Remember: Substitution is the Key
It's true that fruits and vegetables are lower in calories than many other foods, but they do contain some calories. If you start eating fruits and vegetables in addition to what you usually eat, you are adding calories and may gain weight. The key is substitution. Eat fruits and vegetables instead of some other higher-calorie food.
Fruits and Vegetables Have Fluid
Did you know that fruits and vegetables have fluid? Some of these nutritional goodies are over 90 percent water so they may help quench thirst. Grapes, pineapple, watermelon, celery, and lettuce are just a few. Not only will they satisfy you when you're thirsty, but they also count towards your 5-a-day.
Tips for Making Fruits and Vegetables Part of Weight Management
Eat fruits and vegetables the way nature provided -- or with fat free or low fat cooking techniques. Try steaming your vegetables, using low-calorie or low fat dressings, and using herbs and spices to add flavor. Some cooking techniques, such as breading and frying or using high-fat dressings or sauces will greatly increase the calories and fat in the dish. Eat your fruit raw to enjoy its natural sweetness.

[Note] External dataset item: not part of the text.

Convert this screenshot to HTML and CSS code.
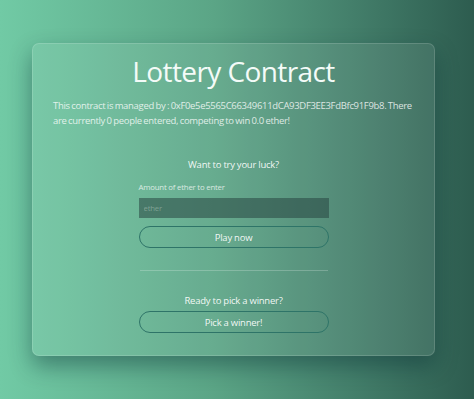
FILE: index.html
```html
<!DOCTYPE html>
<html>
<head>
<meta charset="utf-8">
<link rel="stylesheet" href="styles.css">
</head>
<body>
<div class="card">
  <h1 class="title">Lottery Contract</h1>
  <p class="info">This contract is managed by : 0xF0e5e5565C66349611dCA93DF3EE3FdBfc91F9b8. There are currently 0 people entered, competing to win 0.0 ether!</p>
  <form class="section">
    <h4 class="question">Want to try your luck?</h4>
    <label class="label">Amount of ether to enter</label>
    <input class="input" placeholder="ether">
    <button type="button" class="btn">Play now</button>
  </form>
  <hr class="rule">
  <div class="section">
    <h4 class="question">Ready to pick a winner?</h4>
    <button type="button" class="btn">Pick a winner!</button>
  </div>
</div>
</body>
</html>
```
FILE: styles.css
```css
* { box-sizing: border-box; }
html, body { margin: 0; height: 100%; }
body {
  font-family: "Open Sans", "DejaVu Sans", sans-serif;
  background: linear-gradient(90deg, #71caa5 0%, #5ba586 45%, #437e6a 75%, #2d5c4f 100%);
  padding: 43px 0 0 32px;
  overflow: hidden;
}
.card {
  width: 403px;
  height: 313px;
  border-radius: 7px;
  background: rgba(255,255,255,0.08);
  border: 1px solid rgba(255,255,255,0.14);
  box-shadow: 0 10px 22px rgba(10,50,55,0.45);
  padding: 8px 20px 0 20px;
  color: #fff;
}
.title {
  margin: 0;
  font-weight: 400;
  font-size: 28px;
  letter-spacing: -0.6px;
  line-height: 38px;
  text-align: center;
  color: #f4fbf8;
}
.info {
  margin: 8px -2px 0 0;
  font-size: 9.5px;
  letter-spacing: -0.32px;
  word-spacing: -0.6px;
  line-height: 15px;
  color: rgba(255,255,255,0.8);
}
.section {
  width: 190px;
  margin: 0 auto;
  display: flex;
  flex-direction: column;
}
form.section { margin-top: 30px; }
.question {
  margin: 0;
  font-weight: 400;
  font-size: 9.5px;
  letter-spacing: -0.25px;
  line-height: 14px;
  text-align: center;
  color: rgba(255,255,255,0.92);
}
.label {
  margin-top: 9px;
  font-size: 7.8px;
  letter-spacing: -0.2px;
  line-height: 12px;
  color: rgba(255,255,255,0.75);
}
.input {
  margin-top: 5px;
  height: 20px;
  border: none;
  background: rgba(40,70,65,0.55);
  font-family: inherit;
  font-size: 7.8px;
  letter-spacing: -0.2px;
  padding: 0 5px;
  color: #fff;
  outline: none;
}
.input::placeholder { color: rgba(255,255,255,0.3); }
.btn {
  margin-top: 8px;
  height: 22px;
  border-radius: 12px;
  border: 1px solid #2e7468;
  background: transparent;
  color: rgba(255,255,255,0.92);
  font-family: inherit;
  font-size: 9.5px;
  letter-spacing: -0.25px;
  padding: 0;
}
.rule {
  width: 188px;
  margin: 22px auto 23px auto;
  border: none;
  height: 1px;
  background: rgba(255,255,255,0.22);
}
.section .question + .btn { margin-top: 3px; }
```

Canned (see Canned Food Convenience) or frozen fruits and vegetables are good options when fresh produce is not available. However, be careful to choose those without added sugar, syrup, cream sauces or other ingredients that will add calories.
Choose whole fruit over fruit drinks and juices. Fruit juices have lost fiber from the fruit. It is better to eat the whole fruit because it contains the added fiber that helps you feel full. One 6-ounce serving of orange juice has 85 calories, compared to just 65 calories in a medium orange.
Whole fruit gives you a bigger size snack than the same fruit dried -- for the same number of calories. A small box of raisins (1/4 cup) is about 100 calories. For the same number of calories, you can eat 1 cup of grapes.
Did You Know?
According to a study from the University College London, you can slash your annual risk of death by eating at least seven fruit and vegetable servings daily.
Fresh Fruit Sorbet Recipe
Place 2-1/2 cups (about one pound) any packaged frozen fruit pieces and 2-tablespoons sugar (or more to taste) into a food processor. Puree fruit by pulsing processor on and off while gradually adding 1/4-cup non-sweetened apple juice for two minutes or just until sorbet becomes well blended, smooth and creamy. Serve immediately or freeze.
Savory Vegetables Recipe
1 cup chicken broth
3 cups cut-up vegetables*
Mix broth and vegetables in saucepan. Heat to a boil. Cover and cook over low heat five minutes or until vegetables are tender-crisp. Drain.
*Use a combination of broccoli flowerets, cauliflower flowerets, sliced carrot and sliced celery.